BEGIN Material provided

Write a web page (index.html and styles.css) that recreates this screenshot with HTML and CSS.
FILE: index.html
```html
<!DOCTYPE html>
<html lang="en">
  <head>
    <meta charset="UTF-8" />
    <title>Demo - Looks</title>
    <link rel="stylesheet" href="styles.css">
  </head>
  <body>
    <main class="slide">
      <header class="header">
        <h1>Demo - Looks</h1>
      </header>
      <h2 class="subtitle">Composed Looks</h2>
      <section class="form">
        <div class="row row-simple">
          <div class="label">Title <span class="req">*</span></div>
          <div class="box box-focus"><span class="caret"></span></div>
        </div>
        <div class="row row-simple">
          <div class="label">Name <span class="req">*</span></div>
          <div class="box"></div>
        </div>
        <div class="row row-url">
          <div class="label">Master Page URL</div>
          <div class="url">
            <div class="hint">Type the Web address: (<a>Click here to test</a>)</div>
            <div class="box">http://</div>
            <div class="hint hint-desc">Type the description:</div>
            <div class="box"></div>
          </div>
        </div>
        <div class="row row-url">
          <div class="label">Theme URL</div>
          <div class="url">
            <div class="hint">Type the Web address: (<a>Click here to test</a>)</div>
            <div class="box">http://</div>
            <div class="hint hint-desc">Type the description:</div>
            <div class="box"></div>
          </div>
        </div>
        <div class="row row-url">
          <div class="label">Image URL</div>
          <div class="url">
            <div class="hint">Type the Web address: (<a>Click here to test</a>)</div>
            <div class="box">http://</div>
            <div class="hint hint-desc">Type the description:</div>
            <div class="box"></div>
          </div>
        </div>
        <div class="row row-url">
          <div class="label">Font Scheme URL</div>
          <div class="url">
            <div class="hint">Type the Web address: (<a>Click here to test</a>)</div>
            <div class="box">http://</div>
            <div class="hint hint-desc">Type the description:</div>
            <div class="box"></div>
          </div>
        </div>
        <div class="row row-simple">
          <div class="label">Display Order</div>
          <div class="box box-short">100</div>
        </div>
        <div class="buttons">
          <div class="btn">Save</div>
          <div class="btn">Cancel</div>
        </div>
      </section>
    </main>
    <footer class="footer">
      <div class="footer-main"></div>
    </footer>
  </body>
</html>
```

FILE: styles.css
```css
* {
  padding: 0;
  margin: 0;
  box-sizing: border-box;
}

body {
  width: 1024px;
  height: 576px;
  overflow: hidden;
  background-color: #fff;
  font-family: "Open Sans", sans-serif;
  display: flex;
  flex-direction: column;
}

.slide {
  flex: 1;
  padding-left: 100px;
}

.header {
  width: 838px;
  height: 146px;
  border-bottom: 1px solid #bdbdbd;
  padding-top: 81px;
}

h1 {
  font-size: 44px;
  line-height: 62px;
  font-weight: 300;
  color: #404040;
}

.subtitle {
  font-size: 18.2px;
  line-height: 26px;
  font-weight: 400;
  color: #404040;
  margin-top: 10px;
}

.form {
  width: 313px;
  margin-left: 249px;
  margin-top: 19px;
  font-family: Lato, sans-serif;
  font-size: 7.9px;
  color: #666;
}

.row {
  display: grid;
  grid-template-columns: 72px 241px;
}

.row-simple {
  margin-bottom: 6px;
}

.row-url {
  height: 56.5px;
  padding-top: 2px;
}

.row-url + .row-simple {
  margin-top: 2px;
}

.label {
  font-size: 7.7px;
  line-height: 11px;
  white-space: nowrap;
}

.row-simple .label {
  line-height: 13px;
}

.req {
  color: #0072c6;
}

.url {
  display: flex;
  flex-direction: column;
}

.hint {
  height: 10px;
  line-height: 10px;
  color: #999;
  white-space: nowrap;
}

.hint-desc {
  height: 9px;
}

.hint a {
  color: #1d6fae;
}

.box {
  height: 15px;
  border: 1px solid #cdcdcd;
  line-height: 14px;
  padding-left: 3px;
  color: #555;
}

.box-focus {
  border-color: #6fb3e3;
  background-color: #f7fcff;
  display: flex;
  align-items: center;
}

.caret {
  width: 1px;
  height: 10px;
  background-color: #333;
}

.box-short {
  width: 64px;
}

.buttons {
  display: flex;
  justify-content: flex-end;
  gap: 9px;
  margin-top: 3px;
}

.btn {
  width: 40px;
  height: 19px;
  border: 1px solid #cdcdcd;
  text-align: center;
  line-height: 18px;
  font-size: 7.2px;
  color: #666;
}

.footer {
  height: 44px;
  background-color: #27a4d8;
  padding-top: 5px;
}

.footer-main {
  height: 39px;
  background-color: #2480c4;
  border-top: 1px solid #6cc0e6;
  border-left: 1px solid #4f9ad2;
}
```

END Material provided
BEGIN Material provided

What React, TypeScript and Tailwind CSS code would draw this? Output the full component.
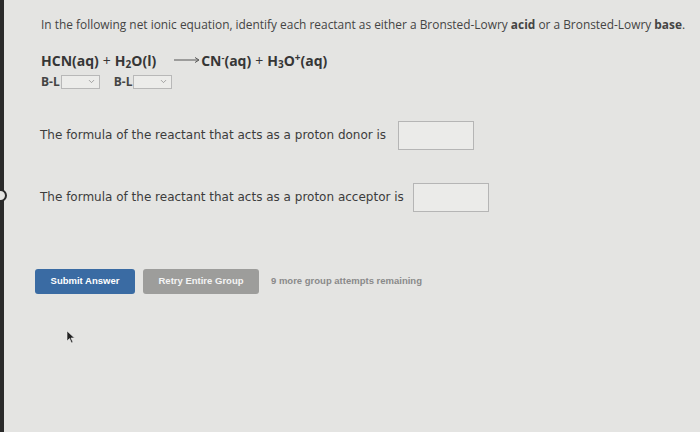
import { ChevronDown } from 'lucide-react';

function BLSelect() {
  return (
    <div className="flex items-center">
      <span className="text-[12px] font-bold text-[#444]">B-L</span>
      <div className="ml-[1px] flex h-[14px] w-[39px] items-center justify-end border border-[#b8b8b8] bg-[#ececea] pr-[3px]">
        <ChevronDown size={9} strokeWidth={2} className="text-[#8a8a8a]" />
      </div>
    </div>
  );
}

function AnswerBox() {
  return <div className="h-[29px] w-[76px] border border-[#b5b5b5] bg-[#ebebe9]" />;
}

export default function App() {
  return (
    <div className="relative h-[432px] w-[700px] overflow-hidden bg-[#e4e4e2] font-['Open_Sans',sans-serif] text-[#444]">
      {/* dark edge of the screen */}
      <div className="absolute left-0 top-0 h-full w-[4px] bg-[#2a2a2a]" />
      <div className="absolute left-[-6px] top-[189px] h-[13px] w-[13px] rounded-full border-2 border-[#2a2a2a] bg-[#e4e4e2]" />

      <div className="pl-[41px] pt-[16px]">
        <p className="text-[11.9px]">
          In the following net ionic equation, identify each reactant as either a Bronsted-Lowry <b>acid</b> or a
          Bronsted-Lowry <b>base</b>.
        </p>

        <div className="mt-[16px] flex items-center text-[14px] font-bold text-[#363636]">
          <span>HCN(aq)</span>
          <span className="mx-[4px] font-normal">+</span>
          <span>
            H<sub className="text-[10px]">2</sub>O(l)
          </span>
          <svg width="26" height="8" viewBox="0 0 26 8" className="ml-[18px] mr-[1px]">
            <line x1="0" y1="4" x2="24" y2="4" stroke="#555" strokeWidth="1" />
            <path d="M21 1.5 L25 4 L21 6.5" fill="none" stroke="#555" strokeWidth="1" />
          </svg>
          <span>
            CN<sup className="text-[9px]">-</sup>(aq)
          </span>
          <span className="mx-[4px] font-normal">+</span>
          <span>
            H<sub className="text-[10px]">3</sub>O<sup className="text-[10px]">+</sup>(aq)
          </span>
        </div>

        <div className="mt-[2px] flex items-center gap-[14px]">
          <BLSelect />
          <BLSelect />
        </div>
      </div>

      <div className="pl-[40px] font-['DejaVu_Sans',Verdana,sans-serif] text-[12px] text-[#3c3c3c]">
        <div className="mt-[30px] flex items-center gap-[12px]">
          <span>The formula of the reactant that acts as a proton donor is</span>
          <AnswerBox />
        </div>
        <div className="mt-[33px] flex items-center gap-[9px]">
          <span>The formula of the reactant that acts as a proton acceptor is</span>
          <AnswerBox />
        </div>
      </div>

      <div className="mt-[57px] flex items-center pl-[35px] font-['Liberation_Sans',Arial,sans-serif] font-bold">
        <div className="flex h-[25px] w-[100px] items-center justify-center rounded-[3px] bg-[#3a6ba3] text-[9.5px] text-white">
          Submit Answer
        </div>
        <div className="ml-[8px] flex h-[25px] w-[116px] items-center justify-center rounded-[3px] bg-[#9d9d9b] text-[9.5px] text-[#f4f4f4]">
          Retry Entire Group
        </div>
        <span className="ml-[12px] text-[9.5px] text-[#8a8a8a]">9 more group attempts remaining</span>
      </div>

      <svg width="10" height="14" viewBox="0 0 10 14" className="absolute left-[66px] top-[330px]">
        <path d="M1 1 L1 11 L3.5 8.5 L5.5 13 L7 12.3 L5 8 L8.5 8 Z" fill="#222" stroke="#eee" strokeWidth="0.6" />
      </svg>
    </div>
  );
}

END Material provided

## Set problem
Pick out the lines above containing the word "that", then copy them.

## Written response
Write a web page (index.html and styles.css) that recreates this screenshot with HTML and CSS.
          <span>The formula of the reactant that acts as a proton donor is</span>
          <span>The formula of the reactant that acts as a proton acceptor is</span>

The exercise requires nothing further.